Recently, OpenAI suffered a setback in a consolidated copyright lawsuit, with a federal court ordering the company to submit 20 million anonymized ChatGPT user conversation records. The company had previously attempted to overturn this discovery order on privacy grounds but failed to gain the judge's support.

On January 5, 2026, District Court Judge Sidney H. Stein issued an order upholding Magistrate Judge Ona T. Wang's earlier ruling. Judge Stein noted that Magistrate Judge Wang had thoroughly weighed privacy concerns against evidentiary relevance when granting the discovery request by multiple news organizations as plaintiffs. OpenAI had proposed conducting its own internal search of a sample of the 20 million records and submitting only conversations involving the plaintiffs' copyrighted works, but this approach was rejected. Judge Stein explicitly stated that no precedent requires courts to adopt the least burdensome discovery method.

This ruling propels the consolidated pre-trial proceedings for 16 copyright lawsuits against OpenAI into a lengthy and complex discovery phase. The multi-district consolidated litigation, heard in the U.S. District Court for the Southern District of New York, forms a central part of dozens of lawsuits filed by content creators against AI companies. It aims to resolve key legal issues surrounding the training of generative AI using copyrighted material.

In July 2025, plaintiffs led by The New York Times Company and The Chicago Tribune Company initially sought 120 million sample records.

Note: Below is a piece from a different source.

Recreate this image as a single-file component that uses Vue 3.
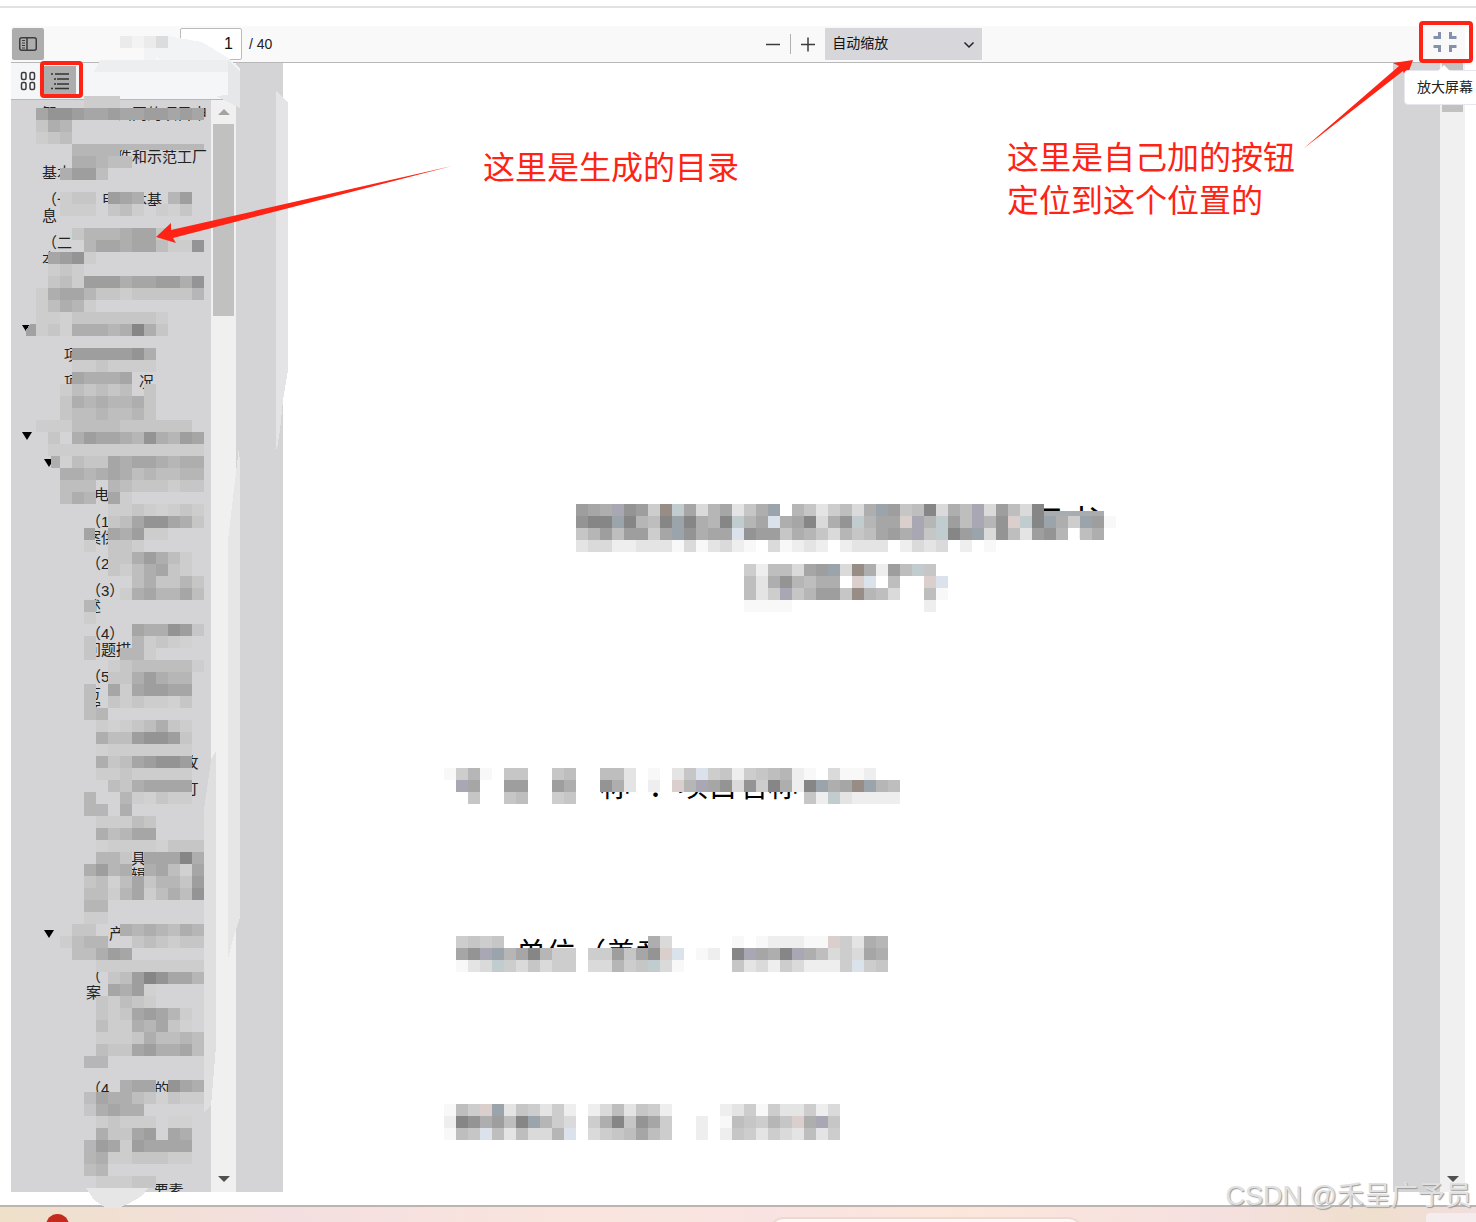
<script setup>
import {ref, computed} from 'vue';

const page = ref('1');
const zoom = ref('auto');

// level: 들여쓰기 단계, open: 펼침 화살표 표시
const outline = [
  {level: 0, lines: ['智　　　　云网的项目申', '']},
  {level: 0, lines: ['　　　　　件和示范工厂', '基本']},
  {level: 0, lines: ['（一　　申　本基', '息']},
  {level: 0, lines: ['（二', '本']},
  {level: 0, lines: ['', '']},
  {level: 0, open: true, lines: ['']},
  {level: 1, lines: ['项']},
  {level: 1, lines: ['项　　　　况']},
  {level: 1, lines: ['']},
  {level: 0, open: true, lines: ['']},
  {level: 1, open: true, lines: ['', '', '　　电']},
  {level: 2, lines: ['（1', '案供']},
  {level: 2, lines: ['（2']},
  {level: 2, lines: ['（3）', '述']},
  {level: 2, lines: ['（4）', '问题描']},
  {level: 2, lines: ['（5', '方', '案']},
  {level: 2, lines: ['']},
  {level: 2, lines: ['　　　　　　\u2002攻']},
  {level: 2, lines: ['　　　　　　\u2002打', '']},
  {level: 2, lines: ['']},
  {level: 2, lines: ['　　　具', '　　　辑', '', '']},
  {level: 1, open: true, lines: ['　　　产', '']},
  {level: 2, lines: ['（', '案']},
  {level: 2, lines: ['']},
  {level: 2, lines: ['', '']},
  {level: 2, lines: ['（4　　　的痛', '']},
  {level: 2, lines: ['', '', '']},
  {level: 2, lines: ['　　　　\u2002要素']},
];

const CELL = 12;

const colors = {
  1: '#868686', 2: '#949494', 3: '#9e9e9e', 4: '#a6a6a7', 5: '#aeaeaf',
  6: '#b6b6b7', 7: '#bebebf', 8: '#c6c6c7', 9: '#cdcdce', d: '#d1d1d2',
  e: '#dadada', f: '#e4e4e4', g: '#eeeeee', h: '#f8f8f8',
  q: '#978c86', r: '#dacfcc', v: '#a9a7b4', b: '#9aa4aa', p: '#c1cccf', s: '#dbe2ec',
};

// [row, col, cells]
const blocks = [
  // sidebar
  [8, 7, '999'], [9, 3, '42234434433434'], [10, 3, '856'], [11, 3, '987'],
  [12, 6, '6666'], [13, 6, '55677'], [14, 5, '5337'],
  [16, 5, '988.345..63'], [17, 5, '999.879.9d8'], [19, 6, '866654489'],
  [20, 7, '6445447992'], [21, 4, '4329'], [22, 4, '989'], [23, 4, '8793335443352'],
  [24, 3, '95446889888886'], [25, 3, '97569'], [26, 3, '99d88888889'], [27, 3, '98d55565158'],
  [29, 6, '3333325'], [30, 6, '9989999'], [31, 6, '45554..'], [32, 5, '978787.8'],
  [33, 5, '85656658'], [34, 5, '87767768'], [35, 3, '9997777888888'],
  [36, 4, '8.53445625634'], [37, 4, '9999999999999'], [38, 5, 'd78845445655'],
  [39, 5, '556545767766'], [40, 5, '777.67888988'], [41, 5, '756.49'],
  [42, 9, '9989d989'], [43, 9, '87422458'], [44, 9, '45399'], [45, 7, '9.889'],
  [46, 9, '8853579'], [47, 9, '8975489'], [48, 11, '758868'], [49, 10, '9546647'],
  [50, 7, '6'], [51, 7, '9'], [52, 11, '455238'], [53, 7, '8...6989d'], [54, 7, '8..669'],
  [55, 9, '98777779'], [56, 9, '8853566'], [57, 7, '7.4943344'], [58, 7, '7.89899d8'],
  [59, 7, '76'], [60, 8, '9d987589'], [61, 8, '57732238'], [62, 8, 'd9999999'],
  [63, 8, '58743223'], [64, 8, '99899999'], [65, 9, '7854444'], [66, 7, '6..69d899'],
  [67, 7, '66.5'], [68, 8, '99978'], [69, 8, '57644'], [70, 8, 'd9999d888'],
  [71, 8, '668.44415'], [72, 7, '5365.547d4'], [73, 7, '87d7486683'], [74, 7, '7796497572'],
  [75, 7, '66'], [76, 7, '99'], [77, 6, '88..5656756'], [78, 5, '9766..878988'],
  [79, 6, '77534'], [80, 8, '999999999'], [81, 9, '87312446'], [82, 9, '453d'],
  [83, 8, '89789'], [84, 8, '89843469'], [85, 8, '7995648d'], [86, 8, '999857767'],
  [87, 8, '788435547'], [88, 7, '66'], [90, 10, '544.245'], [91, 7, '745578d899'],
  [92, 7, '85455'], [93, 8, '98999.dd'], [94, 8, '58843.45'], [95, 7, '634934444'],
  [96, 7, '659988899'], [97, 7, '76'], [98, 8, '99988'],
  // title
  [42, 48, '345v239qp4e64f85b.68f97e5b3871e57ve37e1'],
  [43, 48, '211b1671b1561p64s541e52p644rv6p37v62rp1b59b3h'],
  [44, 48, '86373394b2544s2338568e687435v8p13be27f326.75'],
  [45, 48, 'feeggfffhehfegh.ehgfg.gfff.gefe.g.h'],
  [47, 62, '9g77e43beq5g37p8'], [48, 62, '7f526755.rs.7..rs'], [49, 62, '7f9v86338q67e..7h'], [50, 62, 'hhhh...........g'],
  // fields
  [64, 37, 'h96h.88..87..77f.h.f8s98g9876gh.ehhg'],
  [65, 38, 'v4..33..35..25f.g.r6v42e2915g1b54qb67'],
  [66, 39, '8..87..98'], [66, 67, '8gpfgggg'],
  [78, 38, '9898'], [78, 54, '5e'], [78, 61, 'h.hggghhr9f56'],
  [79, 38, '42vb641699.993842rs.hg.1v451v57e9e45'],
  [80, 38, 'hfep9e8e99.ee698peh'], [80, 61, '8feg9eggg9s98'],
  [92, 37, 'h79rbf89f9g.ge7f89g....gf9h9ff9ge'],
  [93, 37, 'g125371b69e.9518249..g.h78968r5v8'],
  [94, 37, 'h78s7f7ee6s.e987479..g.g89f9ef7f9'],
];

const cells = computed(() => {
  return blocks.flatMap(([row, col, text]) => {
    return [...text]
      .map((key, i) => ({x: (col + i) * CELL, y: row * CELL, fill: colors[key]}))
      .filter((cell) => cell.fill);
  });
});
</script>

<template>
  <div class="app">
    <div class="top-line"></div>

    <div class="viewer">
      <div class="toolbar">
        <div class="toolbar-left">
          <button class="btn-toggle" aria-label="切换侧栏">
            <svg width="20" height="16" viewBox="0 0 20 16" fill="none" stroke="#3c3c3c">
              <rect x="1.75" y="1.75" width="16.5" height="12.5" rx="2" stroke-width="1.5"/>
              <path d="M9 2v12" stroke-width="1.5"/>
              <path d="M4 4.500h3M4 7h3M4 9.500h3M4 12h3"/>
            </svg>
          </button>
          <input v-model="page" class="page-input" aria-label="页码">
          <span class="page-total">/ 40</span>
        </div>
        <div class="toolbar-zoom">
          <button class="btn-zoom" aria-label="缩小">
            <svg width="16" height="16" stroke="#3c3c3c" stroke-width="1.5"><path d="M1 8.500h14"/></svg>
          </button>
          <span class="separator"></span>
          <button class="btn-zoom" aria-label="放大">
            <svg width="16" height="16" stroke="#3c3c3c" stroke-width="1.5"><path d="M1 8.500h14M8 1.500v14"/></svg>
          </button>
          <div class="select-wrap">
            <select v-model="zoom" class="zoom-select" aria-label="缩放">
              <option value="auto">自动缩放</option>
            </select>
            <svg class="chevron" width="12" height="8" fill="none" stroke="#222" stroke-width="1.5"><path d="M1.500 1.500L6 6l4.500-4.500"/></svg>
          </div>
        </div>
        <button class="btn-screen" aria-label="放大屏幕">
          <svg width="24" height="22" fill="none" stroke="#8391ad" stroke-width="3">
            <path d="M0.500 6.500h6V1M23.500 6.500h-6V1M0.500 15.500h6V21M23.500 15.500h-6V21"/>
          </svg>
        </button>
      </div>

      <div class="main">
        <div class="sidebar">
          <div class="sidebar-head">
            <button class="btn-tab" aria-label="缩略图">
              <svg width="16" height="20" fill="none" stroke="#3c3c3c" stroke-width="1.5">
                <rect x="1.500" y="1.500" width="4.500" height="7" rx="1.500"/>
                <rect x="10" y="1.500" width="4.500" height="7" rx="1.500"/>
                <rect x="1.500" y="11.500" width="4.500" height="7" rx="1.500"/>
                <rect x="10" y="11.500" width="4.500" height="7" rx="1.500"/>
              </svg>
            </button>
            <button class="btn-tab active" aria-label="目录">
              <svg width="18" height="18" stroke="#333" stroke-width="1.5">
                <path d="M4 2h14M6 7h12M6 12h12M4 16.500h14"/>
                <path d="M0 2h2M3 7h2M3 12h2M0 16.500h2"/>
              </svg>
            </button>
          </div>
          <div class="sidebar-body">
            <ul class="outline">
              <li v-for="(item, i) in outline" :key="i" :class="['level-' + item.level, {open: item.open}]">
                <span v-for="(line, n) in item.lines" :key="n" class="line">{{ line }}</span>
              </li>
            </ul>
            <div class="scrollbar">
              <span class="arrow-up"></span>
              <span class="thumb"></span>
              <span class="arrow-down"></span>
            </div>
          </div>
        </div>

        <div class="document">
          <div class="paper">
            <h1 class="title">　　　　　　　　　　　　　目书</h1>
            <p class="field spread"><span></span><span></span><span></span><span>称</span><span class="colon">：</span><span class="value">项目名称</span></p>
            <p class="field">　　单位（盖章</p>
          </div>
        </div>
        <div class="scrollbar doc-scrollbar">
          <span class="thumb"></span>
          <span class="arrow-down"></span>
        </div>
      </div>
    </div>

    <div class="taskbar">
      <span class="badge"></span>
      <span class="search"></span>
      <span class="tray"></span>
    </div>

    <svg class="overlay" aria-hidden="true">
      <g shape-rendering="crispEdges">
        <path d="M168 36l34 6 26 16 12 10v4H94l6-12h60l-16-12z" fill="#f2f3f4"/>
        <path d="M100 60h128l12 12H94z" fill="#eceef0"/>
        <path d="M228 60l12 12v36l-24-12 12-1z" fill="#e6e7e8"/>
        <path d="M120 36h12v12h-12zM144 36h12v12h-12z" fill="#ebebeb"/>
        <path d="M132 36h12v12h-12zM144 48h12v12h-12z" fill="#f3f3f3"/>
        <path d="M156 36h12v12h-12z" fill="#dcdcdc"/>
        <path d="M276 90l12 13v267l-5 30-3 30-3 19h-1z" fill="#e4e4e6"/>
        <path d="M239 447l1 20v450l-7 22-5 20V540z" fill="#e6e6e6"/>
        <path d="M216 751v295l-5 60-7 6V810l7-50z" fill="#dfdfe0"/>
        <path d="M120 144h84v6h-84z" fill="#b8b8b9"/>
        <path d="M30 324h6v12H26v-6z" fill="#a1a1a1"/>
        <path d="M51 456h9v12h-9z" fill="#aeaeaf"/>
        <path d="M84 528h11v12H84z" fill="#a4a4a4"/>
        <path d="M1043 511h61v5h-61z" fill="#a9acae"/>
        <path d="M86 1188h62l-6 8-14 8-10 4h-12l-12-8z" fill="#e6e6e6"/>
        <rect v-for="(cell, i) in cells" :key="i" :x="cell.x" :y="cell.y" width="12" height="12" :fill="cell.fill"/>
      </g>
      <g fill="#fe2314">
        <path d="M452 166L171 230v-7l-15 14 20 6-3-5z"/>
        <path d="M1303 149l96-83-6-3 20-3-7 19-3-8z"/>
      </g>
      <g fill="none" stroke="#fe2314" stroke-width="4">
        <rect x="42" y="63" width="39" height="33" rx="2"/>
        <rect x="1421" y="23" width="50" height="38" rx="2"/>
      </g>
    </svg>

    <div class="tooltip">放大屏幕</div>
    <p class="note note-outline">这里是生成的目录</p>
    <p class="note note-button">这里是自己加的按钮<br>定位到这个位置的</p>
    <span class="watermark">CSDN @禾呈广予员</span>
  </div>
</template>

<style>
body {
  margin: 0;
  background: #fff;
}
</style>

<style scoped>
.app {
  position: relative;
  display: flex;
  flex-direction: column;
  height: 100vh;
  overflow: hidden;
  box-sizing: border-box;
  padding-top: 6px;
  font-family: "Liberation Sans", "Noto Sans CJK SC", sans-serif;
  font-size: 14px;
  color: #222;
}

button {
  display: flex;
  align-items: center;
  justify-content: center;
  padding: 0;
  border: none;
  background: none;
}

.top-line {
  flex: none;
  height: 2px;
  background: #e2e2e2;
}

.viewer {
  flex: 1;
  min-height: 0;
  display: flex;
  flex-direction: column;
  margin: 18px 11px 13px;
}

.toolbar {
  flex: none;
  display: flex;
  align-items: center;
  height: 36px;
  background: #f9f9fa;
  border-bottom: 1px solid #b8b8b8;
}

.toolbar-left {
  display: flex;
  align-items: center;
  flex: 0 0 51.6%;
}

.btn-toggle {
  width: 32px;
  height: 32px;
  margin-left: 1px;
  border-radius: 2px;
  background: #adadad;
}

.page-input {
  width: 62px;
  height: 32px;
  box-sizing: border-box;
  margin-left: 136px;
  padding: 0 8px;
  border: 1px solid #bbbbbc;
  border-radius: 2px;
  background: #fff;
  font: 16px "Liberation Sans", sans-serif;
  text-align: right;
  color: #111;
}

.page-total {
  margin-left: 7px;
}

.toolbar-zoom {
  display: flex;
  align-items: center;
  gap: 5px;
}

.btn-zoom {
  width: 24px;
  height: 32px;
}

.separator {
  width: 1px;
  height: 20px;
  background: #b0b0b0;
}

.select-wrap {
  position: relative;
}

.zoom-select {
  display: block;
  appearance: none;
  width: 157px;
  height: 32px;
  padding: 0 7px 2px;
  border: none;
  border-radius: 0;
  background: #d7d7db;
  font: 14px "Liberation Sans", "Noto Sans CJK SC", sans-serif;
  color: #111;
}

.chevron {
  position: absolute;
  right: 7px;
  top: 13px;
}

.btn-screen {
  margin-left: auto;
  margin-right: 8px;
  padding-bottom: 4px;
  width: 24px;
  height: 32px;
}

.main {
  flex: 1;
  min-height: 0;
  display: flex;
  background: #d4d4d6;
}

.sidebar {
  flex: 0 0 225px;
  display: flex;
  flex-direction: column;
}

.sidebar-head {
  flex: none;
  display: flex;
  align-items: center;
  height: 36px;
  padding-left: 1px;
  background: #f5f6f8;
  border-bottom: 1px solid #b8b8b8;
}

.btn-tab {
  width: 32px;
  height: 30px;
}

.btn-tab.active {
  background: #adadad;
}

.sidebar-body {
  flex: 1;
  min-height: 0;
  display: flex;
}

.outline {
  flex: 1;
  min-width: 0;
  margin: 0;
  padding: 6px 0 0;
  overflow: hidden;
  list-style: none;
  font-size: 15px;
}

.outline li {
  position: relative;
  margin-bottom: 11px;
  padding-left: 31px;
}

.outline li:nth-child(6n) {
  margin-bottom: 10px;
}

.outline .level-1 {
  padding-left: 53px;
}

.outline .level-2 {
  padding-left: 75px;
}

.outline .open::before {
  content: "";
  position: absolute;
  top: 4px;
  left: 11px;
  border: 5px solid transparent;
  border-top: 8px solid #000;
  border-bottom: none;
}

.outline .level-1.open::before {
  left: 33px;
}

.line {
  display: block;
  height: 16px;
  line-height: 16px;
  white-space: pre;
}

.scrollbar {
  flex: 0 0 25px;
  display: flex;
  flex-direction: column;
  align-items: center;
  background: #f0f0f0;
}

.arrow-up {
  margin: 9px 0;
  border: 6px solid transparent;
  border-bottom: 6px solid #a3a3a3;
  border-top: none;
}

.thumb {
  width: 21px;
  height: 192px;
  background: #c1c1c1;
}

.arrow-down {
  margin: auto 0 10px;
  border: 6px solid transparent;
  border-top: 6px solid #505050;
  border-bottom: none;
}

.doc-scrollbar .thumb {
  height: 49px;
}

.document {
  flex: 1;
  min-width: 0;
  padding: 0 47px;
  overflow: hidden;
}

.paper {
  height: 100%;
  box-sizing: border-box;
  padding-top: 437px;
  background: #fff;
  color: #000;
}

.title {
  margin: 0 0 214px;
  font-size: 35px;
  font-weight: 400;
  line-height: 48px;
  text-align: center;
  white-space: pre;
}

.field {
  margin: 0 0 120px;
  padding-left: 173px;
  font-size: 30px;
  line-height: 48px;
  white-space: pre;
}

.spread {
  display: flex;
  gap: 18px;
}

.spread span {
  flex: 0 0 30px;
}

.spread .colon {
  flex-basis: 12px;
  min-width: 0;
}

.spread .value {
  flex: none;
}

.taskbar {
  position: relative;
  flex: none;
  height: 15px;
  border-top: 2px solid #bdb3b0;
  overflow: hidden;
  background: linear-gradient(90deg, #eee0c9 0, #f4dfe0 20%, #f9e5dd 40%, #f8e3e2 52%, #fbe7da 65%, #f5e0e0 82%, #efdfcd 93%, #f1dede 100%);
}

.badge {
  position: absolute;
  left: 46px;
  top: 7px;
  width: 23px;
  height: 23px;
  border-radius: 50%;
  background: #c52a1c;
}

.search {
  position: absolute;
  left: 52%;
  top: 10px;
  width: 312px;
  height: 32px;
  border: 2px solid #ecd9d3;
  border-radius: 16px;
  background: #fdf8f6;
}

.tray {
  position: absolute;
  right: 0;
  top: 6px;
  width: 50px;
  height: 32px;
  border-radius: 4px 0 0 0;
  background: #f4eced;
}

.overlay {
  position: absolute;
  left: 0;
  top: 0;
  width: 100%;
  height: 100%;
  pointer-events: none;
}

.tooltip {
  position: absolute;
  right: -14px;
  top: 70px;
  padding: 0 16px 0 12px;
  border: 1px solid #e4e7ed;
  border-radius: 4px;
  background: #fff;
  line-height: 33px;
  white-space: nowrap;
}

.tooltip::before {
  content: "";
  position: absolute;
  left: 33px;
  top: -6px;
  border: 6px solid transparent;
  border-bottom-color: #fff;
  border-top: none;
}

.note {
  position: absolute;
  margin: 0;
  font-size: 32px;
  line-height: 43px;
  color: #fe2314;
  white-space: nowrap;
}

.note-outline {
  left: 483px;
  top: 147px;
}

.note-button {
  right: 181px;
  top: 137px;
}

.watermark {
  position: absolute;
  right: 4px;
  bottom: 8px;
  font-size: 27px;
  line-height: 36px;
  color: #e0e0e0;
  text-shadow: 1px 1px 1px #999;
}
</style>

After negotiations, OpenAI proposed providing 20 million records (approximately 0.5% of its total retained data) as an alternative, which the plaintiffs accepted. However, in October of the same year, OpenAI changed its position, stating it could not provide a complete de-identified sample and would only offer results based on specific queries. In November, Judge Wang ruled in favor of the plaintiffs, and in December, he denied OpenAI's motion for reconsideration.

Judge Stein noted that OpenAI primarily cited a securities case, but that case had significant differences from the present one. In that securities case, the U.S. Court of Appeals for the Second Circuit had barred the disclosure of SEC telephone recordings from a defendant in another lawsuit. However, that case involved the legality of the original wiretapping, and the call participants enjoyed stronger privacy rights due to the covert nature of the recordings. Judge Stein stated that, by contrast, OpenAI's legal ownership of ChatGPT records was undisputed, and users voluntarily submitted their conversation content.